Collective Matrix Multiplication – JAX Pallas:Mosaic GPU (docs.jax.dev)

JAX developers implemented a Pallas:MGPU kernel that overlaps inter-GPU communication with local matrix multiply to solve a common sharding mismatch: activations sharded by data-parallel batch axis while weights are tensor-partitioned across output features (e.g., at the start of a Transformer MLP). Instead of doing a blocking NCCL all-gather of activations then a cuBLAS matmul, the kernel forms a ring all-gather and streams each LHS shard to the next GPU while concurrently computing A_shard @ B_local. By issuing asynchronous TMA copies from SMEM during the matmul pipeline and coordinating with lightweight semaphores, the implementation keeps NVLINK traffic on the device and overlaps communication and compute to reduce idle time.

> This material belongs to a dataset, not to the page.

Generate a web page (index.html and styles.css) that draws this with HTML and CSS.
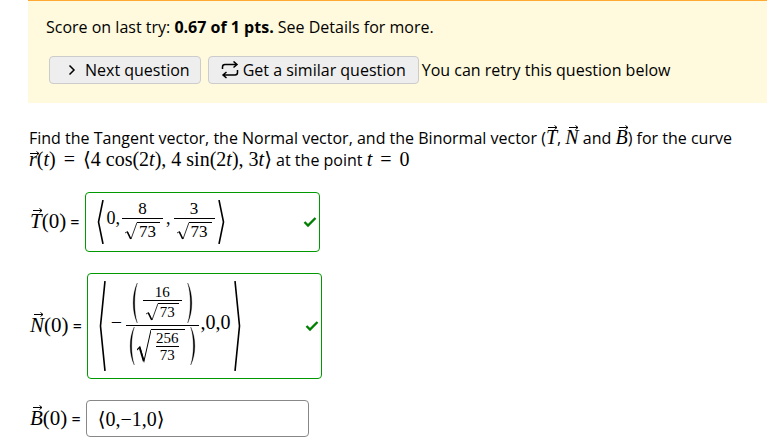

Technically, the kernel is persistent (launched with one CTA per SM), uses three Pallas threads for warp-specialized matmul (reusing hopper_matmul_mgpu), and employs plgpu.remote_ref, pl.semaphore_signal, and pl.semaphore_wait for direct remote-GMEM access and synchronization. Benchmarks (f16, per-shard M=1024, K=N=4096) show substantial gains: e.g., 8 GPUs: kernel time 436µs (TC util ~64%) vs reference 565µs (49% util), approaching a computed lower bound when accounting for ~6µs memory-fence overhead per round. The approach leverages NVLINK to avoid host traffic and meaningfully improves hardware utilization for large-scale model sharding, though some optimization headroom remains (semaphores and fence costs, backpressure trade-offs).